Sulle questioni "de gustibus..." di solito mi faccio i cazzi miei, ognuno sente quello che gli pare in sintonia col suo essere and respect, ma su questo non mi dò pace. Mi dispiace, questa volta cavalco l' eccellenza della presunzione di dire che di fronte a questo lavoro il dark, la new wave più scura, il gothic e tutte quelle atmosfere cupe che avete sentito fino adesso passano in secondo piano. Non ci sono santi che tengano, 'sti ragazzi l' hanno combinata grossa.

E sì, siamo ancora in presenza di uno di quei lavori riconducibili alla scena trance californiana degli anni '80 anche se loro sono del Massachusetts (attenti alla pronuncia). L' etichetta è a prova di bomba, è la Independent Project Records di Bruce Licher, uno dei membri fondatori dei Savage Republic, che nel 1988 fa uscire questo EP di poco più di una mezz'oretta e... Copertina e tutto l' artwork in bianco e nero, cupo, misterioso, elegante, disturbante. La musica supera tutti questi aggettivi. Basso, chitarra e batteria tracciano un suono underground tenebroso ma lucido, l' ulteriore forza è data dalla registrazione in presa diretta per una performance alla radio, un live (at Wers FM) solitario coi controfiocchi.

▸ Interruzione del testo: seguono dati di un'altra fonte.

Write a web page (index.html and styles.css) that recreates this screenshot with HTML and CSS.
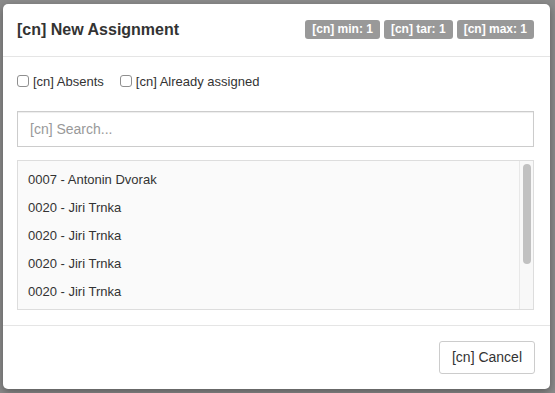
FILE: index.html
```html
<!DOCTYPE html>
<html lang="en">
<head>
    <meta charset="UTF-8">
    <meta name="viewport" content="width=device-width, initial-scale=1.0">
    <title>[cn] New Assignment</title>
    <link rel="stylesheet" href="styles.css">
</head>
<body>
    <div class="modal">
        <div class="modal-header">
            <h4 class="modal-title">[cn] New Assignment</h4>
            <div class="badges">
                <span class="badge">[cn] min: 1</span>
                <span class="badge">[cn] tar: 1</span>
                <span class="badge">[cn] max: 1</span>
            </div>
        </div>

        <div class="modal-body">
            <div class="filters">
                <label class="check"><input type="checkbox"> [cn] Absents</label>
                <label class="check"><input type="checkbox"> [cn] Already assigned</label>
            </div>

            <input class="search" type="text" placeholder="[cn] Search...">

            <div class="list">
                <div class="list-items">
                    <div class="list-item">0007 - Antonin Dvorak</div>
                    <div class="list-item">0020 - Jiri Trnka</div>
                    <div class="list-item">0020 - Jiri Trnka</div>
                    <div class="list-item">0020 - Jiri Trnka</div>
                    <div class="list-item">0020 - Jiri Trnka</div>
                </div>
                <!-- scrollbar -->
                <div class="scroll-track">
                    <div class="scroll-thumb"></div>
                </div>
            </div>
        </div>

        <div class="modal-footer">
            <button class="btn" type="button">[cn] Cancel</button>
        </div>
    </div>
</body>
</html>
```

FILE: styles.css
```css
body {
    margin: 0;
    padding: 4px 5px 4px 3px;
    background: #8b8b8b;
    font-family: "Liberation Sans", Arial, sans-serif;
    color: #333;
    font-size: 13px;
}

.modal {
    width: 547px;
    height: 385px;
    background: #fff;
    border-radius: 5px;
    box-shadow: 0 3px 8px rgba(0, 0, 0, 0.35);
    display: flex;
    flex-direction: column;
    box-sizing: border-box;
}

.modal-header {
    display: flex;
    align-items: center;
    justify-content: space-between;
    padding: 15px 16px 15px 14px;
    border-bottom: 1px solid #e5e5e5;
}

.modal-title {
    margin: 0;
    font-size: 16px;
    font-weight: bold;
    line-height: 22px;
}

.badges {
    display: flex;
    gap: 4px;
    margin-top: -1px;
}

.badge {
    background: #999;
    color: #fff;
    font-size: 12px;
    font-weight: bold;
    line-height: 12px;
    padding: 3px 7px 4px;
    border-radius: 3px;
}

.modal-body {
    padding: 15px 16px 15px 14px;
    flex: 1;
}

.filters {
    display: flex;
    gap: 16px;
    height: 18px;
    align-items: center;
    margin-bottom: 21px;
}

.check {
    display: flex;
    align-items: center;
    gap: 4px;
}

.check input {
    appearance: none;
    -webkit-appearance: none;
    width: 12px;
    height: 12px;
    margin: 0;
    border: 1px solid #8f8f8f;
    border-radius: 3px;
    background: #fff;
}

.search {
    display: block;
    width: 100%;
    height: 36px;
    box-sizing: border-box;
    padding: 6px 12px;
    border: 1px solid #ccc;
    border-radius: 0;
    font-family: inherit;
    font-size: 14px;
    color: #555;
    box-shadow: inset 0 1px 1px rgba(0, 0, 0, 0.075);
    outline: none;
    margin-bottom: 13px;
}

.search::placeholder {
    color: #999;
}

.list {
    display: flex;
    height: 150px;
    box-sizing: border-box;
    border: 1px solid #ddd;
    background: #fafafa;
    overflow: hidden;
}

.list-items {
    flex: 1;
    padding-top: 5px;
}

.list-item {
    height: 28px;
    line-height: 28px;
    padding-left: 10px;
}

.scroll-track {
    width: 14px;
    border-left: 1px solid #e8e8e8;
    background: #f8f8f8;
    padding: 3px 0 0 3px;
    box-sizing: border-box;
}

.scroll-thumb {
    width: 8px;
    height: 100px;
    background: #c1c1c1;
    border-radius: 4px;
}

.modal-footer {
    display: flex;
    justify-content: flex-end;
    padding: 15px 15px 15px 14px;
    border-top: 1px solid #e5e5e5;
}

.btn {
    font-family: inherit;
    font-size: 14px;
    line-height: 19px;
    color: #333;
    background: #fff;
    border: 1px solid #ccc;
    border-radius: 3px;
    padding: 6px 12px;
}
```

L' immediato si sente, l' urgenza dell' attimo è trasmessa, la macina occulta scorre che è una bellezza. Pezzi clamorosi, espansi, la batteria di Michael Evans è mostruosa, tutto il resto, servito da Jay Dunn (chitarra, voce) e Carl Boland (basso), lo è anche di più. Un piacere nuovo ti caccia un risolino sommesso di pazzia controllata, il deep scatenato si ottimizza nel nostro controllo esoterico e sublima in una risonanza che va a braccetto col "rumore" proposto. Si trasformano in un giocherello le altre cose ascoltate finora (specialmente le inglesi), prove di eclissi che durano quel poco che devono durare. Qui l' oscurità persiste, non si dissolve ma trascina in vortici concitati di trascendenza opacizzante.

Il viaggio è esaltante per le soluzioni che scaturiscono da questo soundtrack di velata perdizione, nuance rock per proiettare suoni che scavano imperterriti coadiuvati da intime trivelle vocali per sonde profonde. Quando si vuole fare sul serio, senza appigli, buttiamo sul piatto questo disco, volante in lande sconsigliate. I cinque pezzi suonati uno appresso all' altro, autoinfliggendosi un' angoscia impersonale, zigzagano orrorifici in una densità psichica cullandoci in una pericolosa nera danza trance. La chitarra impazza lancinante contraltata da un preciso basso ipnotico, senza parole la batteria, la voce timbra ufficialmente l' entrata nella sospensione, il delirio lucido dell' ultimo pezzo segna definitivamente la non appartenenza a qualsiasi associazione di questa performance.

Conturbante è l' attracco alla "baia dell' inganno"... Invitiamoci al default rigenerativo.